Nachdem die europäische Versicherungsaufsicht EIOPA Mitte 2020 den Gesetzentwurf zur Umsetzung der Europarente vorgelegt hatte, äußerten sich Verbraucherschützer erfreut. Fast alle Stakeholder seien optimistisch, dass PEPP ein Erfolg werde, ließ der Bund der Versicherten verlauten. Better Finance führte aus, dass das PEPP durch ein gutes Beitrag-Leistung-Verhältnis die Chance für eine angemessene Vorsorge biete.

Im Ablauf ist der Weg klar. In Berlin erfolgt die Umsetzung des PEPP im Rahmen des Gesetzes zur begleitenden Ausführung der Verordnung (EU) 2020/1503 und der Umsetzung der Richtlinie EU 2020/1504. Ungeachtet dieser technischen Fragen scheint die Begeisterung in der Politik für das PEPP gering. Beim Blick in die Wahlprogramme findet sich etwa bei der FDP der Hinweis, dass Sparer selbst über Renditechancen, Anlageformen und Anlagedauer entscheiden sollen. „Das öffnet auch die europaweite Altersvorsorge (PEPP) für die staatliche Förderung in Deutschland.“ Ansonsten wird auch hier mehrfach das Schwedenmodell eines staatlichen Fonds mit hohem Aktienanteil erwähnt, auf das auch die SPD verweist. Die Grünen wiederum schweigen sich zur Europarente ebenfalls aus und präferieren einen Bürgerfonds.

Das Thema Rente wird seit Jahren verwirrend und kontrovers diskutiert – das PEPP scheint aus Sicht der deutschen Experten keine Lösung des Problems zu sein.
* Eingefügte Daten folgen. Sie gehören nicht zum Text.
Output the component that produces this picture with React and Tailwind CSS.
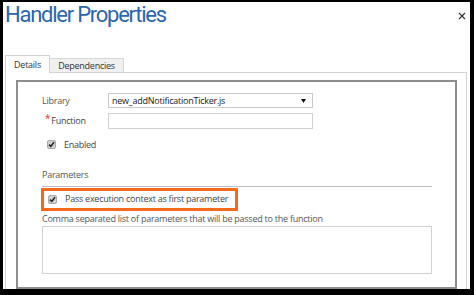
import React from "react";

/* ── small pieces ── */
function Check() {
  return (
    <span className="w-[9px] h-[9px] rounded-[2px] bg-[#cfcfcf] border border-[#a8a8a8] flex items-center justify-center shrink-0">
      <svg width="7" height="7" viewBox="0 0 7 7">
        <path d="M1 3.6 L2.8 5.4 L6 1.2" fill="none" stroke="#222" strokeWidth="1.5" />
      </svg>
    </span>
  );
}

function CloseX() {
  return (
    <svg width="8" height="8" viewBox="0 0 8 8" className="mt-[10px] mr-[4px]">
      <path d="M1 1 L7 7 M7 1 L1 7" stroke="#333" strokeWidth="1.2" />
    </svg>
  );
}

export default function App() {
  return (
    <div
      className="w-[474px] h-[295px] bg-black pt-[2px] pl-[3px] pr-[4px] pb-[6px] overflow-hidden tracking-[-0.25px]"
      style={{ fontFamily: '"Open Sans", "Noto Sans", sans-serif' }}
    >
      <div className="h-full bg-white flex flex-col">
        {/* ── Header ── */}
        <div className="h-[53px] flex justify-between items-start shrink-0">
          <h1
            className="ml-[2px] mt-0 text-[22px] leading-[26px] tracking-[-1.25px] text-[#2b65ae]"
            style={{ fontFamily: 'Roboto, "Liberation Sans", sans-serif' }}
          >
            Handler Properties
          </h1>
          <CloseX />
        </div>

        {/* ── Tabs ── */}
        <div className="flex items-end pl-[2px] shrink-0">
          <div className="w-[45px] h-[18px] bg-white border border-b-0 border-[#d2d2d2] -mb-px relative z-10 flex items-center justify-center text-[9px] text-[#333]">
            Details
          </div>
          <div className="w-[74px] h-[14px] bg-[#f0f0f0] border border-l-0 border-b-0 border-[#d6d6d6] flex items-center justify-center text-[9px] text-[#333]">
            Dependencies
          </div>
        </div>

        {/* ── Tab panel ── */}
        <div className="flex-1 ml-[2px] mr-[3px] border border-b-0 border-[#d2d2d2] pl-[10px] pr-[9px] pt-[7px]">
          <div className="h-[209px] border-2 border-[#8e8e8e] pl-[24px] pt-[11px] text-[9px] text-[#555]">
            {/* Library */}
            <div className="flex items-center">
              <span className="w-[66px]">Library</span>
              <div className="w-[205px] h-[15px] border border-[#c9c9c9] flex items-center justify-between pl-[3px] pr-[6px] text-[#222]">
                <span>new_addNotificationTicker.js</span>
                <svg width="5" height="4" viewBox="0 0 5 4">
                  <path d="M0 0 H5 L2.5 4 Z" fill="#111" />
                </svg>
              </div>
            </div>

            {/* Function */}
            <div className="flex items-center mt-[5px]">
              <span className="w-[66px] flex items-start pl-[3px] text-[#444]">
                <span className="text-[#e0302a] text-[10px] leading-[8px] mr-[1px]">*</span>
                Function
              </span>
              <div className="w-[205px] h-[16px] border border-[#d0d0d0]" />
            </div>

            {/* Enabled */}
            <div className="flex items-center mt-[9px] pl-[5px] gap-[8px]">
              <Check />
              <span className="text-[#444]">Enabled</span>
            </div>

            {/* Parameters */}
            <div className="mt-[17px] leading-[12px]">Parameters</div>
            <div className="w-[390px] h-[6px] border-b border-[#bdbdbd]" />

            <div className="w-[197px] h-[23px] border-[3px] border-[#f26a1d] -ml-[1px] mt-[1px] flex items-center pl-[4px] gap-[8px] text-[#444] whitespace-nowrap">
              <Check />
              <span>Pass execution context as first parameter</span>
            </div>

            <div className="mt-[2px] leading-[12px] whitespace-nowrap">
              Comma separated list of parameters that will be passed to the function
            </div>
            <div className="w-[390px] h-[48px] mt-[1px] border border-[#d2d2d2]" />
          </div>
        </div>
      </div>
    </div>
  );
}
Gelegentlich wird es gar als sechster Durchführungsweg der betrieblichen Vorsorge gesehen – neben Direktversicherung, Pensionskasse, Pensionsfonds, Unterstützungskasse und Pensionszusage.

In all dem Durcheinander um eine gute private Altersvorsorge mit und ohne Förderung scheint die Europarente PEPP nicht recht zu punkten. Doch bei all dem Streit könnte sich das Produkt vielleicht auf Dauer durchsetzen. Wenn sich die Mitgliedstaaten, die es nun mal auf den Weg gebracht haben, wirklich dafür einsetzen würden. Mit einem klaren und dominierenden Produkt wäre am Vorsorgemarkt schon mal etwas gewonnen.

Ohne Frage, das PEPP wird Zeit brauchen, um sich zu etablieren. Doch kleine Volumina in den ersten Jahren bedeuten nicht, dass das Produkt scheitern muss. Die EU-Fonds der Marke Ogaws (oder englisch Ucits) wuchsen nach ihrem Start Mitte der 1980er viele Jahre lang sehr langsam. Doch Ende 2020 haben Ogaws ein verwaltetes Vermögen von 11,6 Bill. Euro erreicht.